Caubeen is gaelic for "hat". That is all.
 
#38
GDav, just going by what I was told whilst serving, :D Someone asked about the Rifle look of the uniform, this is to remember the Royal Ulster Rifles after the 1968 amalgamation which lead to the forming of the Royal Irish Rangers. The Bugles wore Rifle kit for No1's complete with Baker Sword and marched at the rifle pace. The barrack dress trousers of the R Irish were not normal barrack dress trousers but Trousers, piper green. Hope that helps.
 
#39
Cpl_Wolf said:
GDav, just going by what I was told whilst serving, :D Someone asked about the Rifle look of the uniform, this is to remember the Royal Ulster Rifles after the 1968 amalgamation which lead to the forming of the Royal Irish Rangers. The Bugles wore Rifle kit for No1's complete with Baker Sword and marched at the rifle pace. The barrack dress trousers of the R Irish were not normal barrack dress trousers but Trousers, piper green. Hope that helps.

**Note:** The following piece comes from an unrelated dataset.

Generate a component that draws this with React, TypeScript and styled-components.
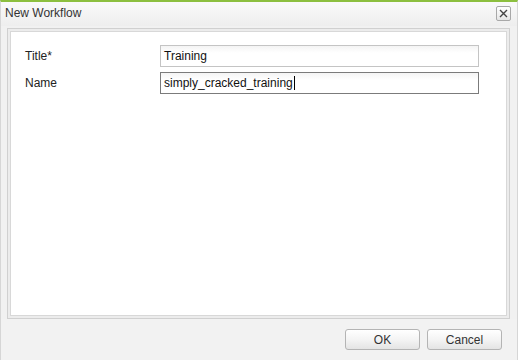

Why do you think it would help when I wrote all that a page back? No offence.
 
#40
I've got a book about the London Regt. that has photos of D Coy (LIR). Caubeens are shown, but there's also a photo of D Coy guys in a recce Rover where they're wearing rifle green berets & the badges appear to be over the RIGHT eye dans la mode Francais. regimental tradition or transposed image?